Short problem:
Pull out every line with the word "TypeScript" from the entries below.

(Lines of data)
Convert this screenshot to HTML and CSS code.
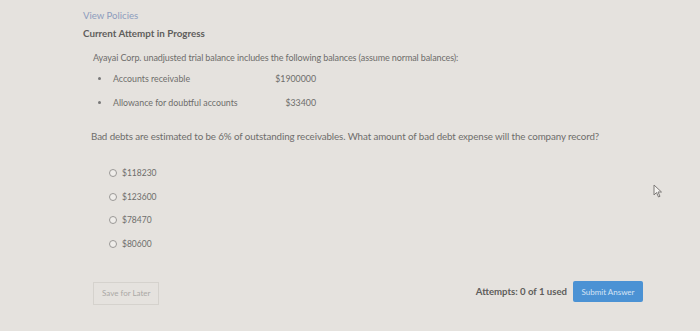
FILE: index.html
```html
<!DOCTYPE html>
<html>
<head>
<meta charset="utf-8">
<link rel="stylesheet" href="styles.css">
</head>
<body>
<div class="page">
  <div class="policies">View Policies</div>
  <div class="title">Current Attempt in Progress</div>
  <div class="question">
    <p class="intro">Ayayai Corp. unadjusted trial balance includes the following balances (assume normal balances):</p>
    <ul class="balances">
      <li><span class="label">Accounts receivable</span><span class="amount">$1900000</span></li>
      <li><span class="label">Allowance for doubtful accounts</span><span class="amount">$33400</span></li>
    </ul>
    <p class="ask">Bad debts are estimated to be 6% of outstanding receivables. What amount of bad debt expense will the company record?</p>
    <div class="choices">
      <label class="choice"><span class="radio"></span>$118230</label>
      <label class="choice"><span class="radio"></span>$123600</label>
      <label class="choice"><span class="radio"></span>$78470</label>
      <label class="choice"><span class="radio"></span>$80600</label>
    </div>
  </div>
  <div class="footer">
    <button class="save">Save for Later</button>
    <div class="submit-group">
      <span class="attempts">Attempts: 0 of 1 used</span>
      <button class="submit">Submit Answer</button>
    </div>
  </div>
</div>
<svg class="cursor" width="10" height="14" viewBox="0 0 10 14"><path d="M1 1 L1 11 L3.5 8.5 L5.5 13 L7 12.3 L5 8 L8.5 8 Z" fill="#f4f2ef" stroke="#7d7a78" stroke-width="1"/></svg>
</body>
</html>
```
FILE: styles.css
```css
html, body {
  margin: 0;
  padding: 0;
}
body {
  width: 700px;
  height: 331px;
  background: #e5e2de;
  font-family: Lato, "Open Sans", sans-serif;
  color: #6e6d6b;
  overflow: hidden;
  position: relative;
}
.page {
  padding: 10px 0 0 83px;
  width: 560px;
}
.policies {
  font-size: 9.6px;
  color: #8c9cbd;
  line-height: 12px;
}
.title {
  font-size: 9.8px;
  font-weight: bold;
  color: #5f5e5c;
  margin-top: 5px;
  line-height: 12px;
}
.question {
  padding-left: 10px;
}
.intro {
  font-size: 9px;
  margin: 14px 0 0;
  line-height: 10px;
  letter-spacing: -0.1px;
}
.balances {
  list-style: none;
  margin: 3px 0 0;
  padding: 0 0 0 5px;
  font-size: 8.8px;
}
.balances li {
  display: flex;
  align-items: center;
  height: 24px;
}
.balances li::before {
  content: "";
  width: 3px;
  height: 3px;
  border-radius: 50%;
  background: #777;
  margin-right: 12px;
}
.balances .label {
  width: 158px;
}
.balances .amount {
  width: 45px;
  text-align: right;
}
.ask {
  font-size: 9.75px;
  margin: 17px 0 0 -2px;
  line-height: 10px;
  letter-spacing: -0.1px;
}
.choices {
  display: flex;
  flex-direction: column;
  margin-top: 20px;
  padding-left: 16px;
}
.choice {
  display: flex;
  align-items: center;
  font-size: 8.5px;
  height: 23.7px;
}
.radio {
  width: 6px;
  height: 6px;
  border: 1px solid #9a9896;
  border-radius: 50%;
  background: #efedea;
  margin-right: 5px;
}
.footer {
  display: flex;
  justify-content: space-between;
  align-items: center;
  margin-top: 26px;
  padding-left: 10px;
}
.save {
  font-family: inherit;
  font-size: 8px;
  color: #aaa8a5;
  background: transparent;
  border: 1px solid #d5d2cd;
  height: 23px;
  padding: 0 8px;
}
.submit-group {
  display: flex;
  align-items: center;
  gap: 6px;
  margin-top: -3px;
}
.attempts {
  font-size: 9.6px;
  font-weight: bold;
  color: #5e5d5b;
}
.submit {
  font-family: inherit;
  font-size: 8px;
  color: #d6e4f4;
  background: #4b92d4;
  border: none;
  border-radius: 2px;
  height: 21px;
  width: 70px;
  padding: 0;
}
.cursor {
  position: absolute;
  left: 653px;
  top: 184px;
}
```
---
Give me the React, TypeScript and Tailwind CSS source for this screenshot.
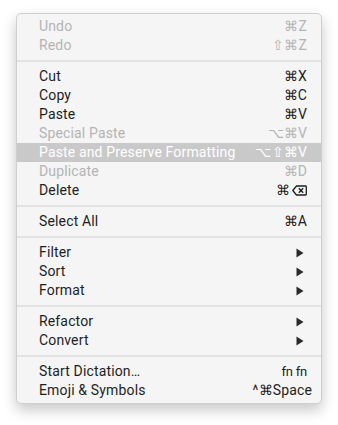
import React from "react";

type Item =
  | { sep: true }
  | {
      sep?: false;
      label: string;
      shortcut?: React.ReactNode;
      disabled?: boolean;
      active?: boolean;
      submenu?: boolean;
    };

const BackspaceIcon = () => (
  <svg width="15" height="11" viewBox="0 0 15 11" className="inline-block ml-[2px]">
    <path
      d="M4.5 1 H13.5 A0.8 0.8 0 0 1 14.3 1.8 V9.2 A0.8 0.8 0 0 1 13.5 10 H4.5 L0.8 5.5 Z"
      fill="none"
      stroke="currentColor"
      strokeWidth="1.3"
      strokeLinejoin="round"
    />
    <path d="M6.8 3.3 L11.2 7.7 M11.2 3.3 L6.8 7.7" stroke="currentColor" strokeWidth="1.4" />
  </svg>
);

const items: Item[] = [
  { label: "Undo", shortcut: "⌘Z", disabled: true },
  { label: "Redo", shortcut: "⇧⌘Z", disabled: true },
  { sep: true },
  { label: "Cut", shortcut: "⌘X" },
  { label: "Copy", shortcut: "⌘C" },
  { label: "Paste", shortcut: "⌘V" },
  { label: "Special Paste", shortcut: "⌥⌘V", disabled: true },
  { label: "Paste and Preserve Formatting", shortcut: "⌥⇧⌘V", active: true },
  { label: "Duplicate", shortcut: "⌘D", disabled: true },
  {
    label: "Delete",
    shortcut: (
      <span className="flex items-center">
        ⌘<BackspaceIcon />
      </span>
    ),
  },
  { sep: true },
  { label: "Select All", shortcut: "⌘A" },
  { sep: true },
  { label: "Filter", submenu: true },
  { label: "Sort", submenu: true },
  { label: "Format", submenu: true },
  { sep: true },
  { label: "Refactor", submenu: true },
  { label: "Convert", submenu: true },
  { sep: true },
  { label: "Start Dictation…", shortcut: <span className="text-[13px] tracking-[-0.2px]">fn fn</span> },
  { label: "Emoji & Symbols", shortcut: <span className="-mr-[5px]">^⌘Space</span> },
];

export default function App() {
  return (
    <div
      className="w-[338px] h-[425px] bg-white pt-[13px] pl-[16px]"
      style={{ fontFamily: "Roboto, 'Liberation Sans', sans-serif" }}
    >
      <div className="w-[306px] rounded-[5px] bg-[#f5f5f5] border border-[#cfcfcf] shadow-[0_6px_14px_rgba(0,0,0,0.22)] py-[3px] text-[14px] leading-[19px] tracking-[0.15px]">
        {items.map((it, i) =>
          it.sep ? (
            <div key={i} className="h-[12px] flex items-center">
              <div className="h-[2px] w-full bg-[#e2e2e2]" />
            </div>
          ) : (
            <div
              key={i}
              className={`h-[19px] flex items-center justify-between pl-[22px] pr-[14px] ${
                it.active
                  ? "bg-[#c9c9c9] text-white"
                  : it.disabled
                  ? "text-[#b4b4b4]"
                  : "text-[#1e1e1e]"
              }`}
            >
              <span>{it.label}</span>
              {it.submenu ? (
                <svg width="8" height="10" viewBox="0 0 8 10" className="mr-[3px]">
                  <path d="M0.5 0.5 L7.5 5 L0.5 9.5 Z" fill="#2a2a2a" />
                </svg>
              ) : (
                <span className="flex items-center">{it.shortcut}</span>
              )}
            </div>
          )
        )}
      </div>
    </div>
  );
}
* * *
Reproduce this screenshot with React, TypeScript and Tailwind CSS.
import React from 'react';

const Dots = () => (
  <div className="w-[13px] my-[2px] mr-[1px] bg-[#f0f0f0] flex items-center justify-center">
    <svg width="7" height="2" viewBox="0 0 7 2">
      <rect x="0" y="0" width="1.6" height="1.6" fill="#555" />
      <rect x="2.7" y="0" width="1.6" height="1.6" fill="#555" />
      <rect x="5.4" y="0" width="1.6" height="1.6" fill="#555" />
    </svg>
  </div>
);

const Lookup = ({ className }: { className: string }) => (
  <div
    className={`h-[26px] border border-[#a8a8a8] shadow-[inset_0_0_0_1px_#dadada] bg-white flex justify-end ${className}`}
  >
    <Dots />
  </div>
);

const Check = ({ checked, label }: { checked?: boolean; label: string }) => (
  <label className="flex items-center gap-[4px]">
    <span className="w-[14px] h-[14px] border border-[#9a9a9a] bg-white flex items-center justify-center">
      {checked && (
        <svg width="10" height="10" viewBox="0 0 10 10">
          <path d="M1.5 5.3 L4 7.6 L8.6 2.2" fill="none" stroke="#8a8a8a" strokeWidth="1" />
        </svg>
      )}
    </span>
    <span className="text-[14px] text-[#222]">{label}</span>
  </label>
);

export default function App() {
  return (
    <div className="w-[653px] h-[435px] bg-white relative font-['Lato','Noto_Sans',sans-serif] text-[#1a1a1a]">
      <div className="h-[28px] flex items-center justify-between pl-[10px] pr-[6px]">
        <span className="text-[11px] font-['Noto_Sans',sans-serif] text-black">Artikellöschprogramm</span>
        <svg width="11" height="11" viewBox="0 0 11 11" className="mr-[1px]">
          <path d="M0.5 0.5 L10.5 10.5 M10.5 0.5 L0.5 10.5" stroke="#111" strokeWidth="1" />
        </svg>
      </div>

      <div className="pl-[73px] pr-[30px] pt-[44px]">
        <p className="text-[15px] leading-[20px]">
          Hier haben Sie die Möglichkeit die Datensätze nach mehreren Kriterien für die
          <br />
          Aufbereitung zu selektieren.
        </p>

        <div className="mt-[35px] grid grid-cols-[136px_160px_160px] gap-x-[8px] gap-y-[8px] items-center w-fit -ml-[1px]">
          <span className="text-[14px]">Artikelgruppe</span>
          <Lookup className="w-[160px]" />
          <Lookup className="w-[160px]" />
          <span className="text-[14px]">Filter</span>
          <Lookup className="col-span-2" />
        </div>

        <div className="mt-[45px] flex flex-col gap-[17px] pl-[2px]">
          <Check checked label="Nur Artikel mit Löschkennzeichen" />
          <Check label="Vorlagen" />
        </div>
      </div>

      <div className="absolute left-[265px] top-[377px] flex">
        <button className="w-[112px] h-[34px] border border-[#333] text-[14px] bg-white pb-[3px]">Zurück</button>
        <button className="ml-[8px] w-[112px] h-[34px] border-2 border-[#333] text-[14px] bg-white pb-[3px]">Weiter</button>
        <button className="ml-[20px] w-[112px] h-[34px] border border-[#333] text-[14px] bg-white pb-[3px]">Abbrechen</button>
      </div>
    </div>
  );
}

Solution for this problem:
Give me the React, TypeScript and Tailwind CSS source for this screenshot.
Reproduce this screenshot with React, TypeScript and Tailwind CSS.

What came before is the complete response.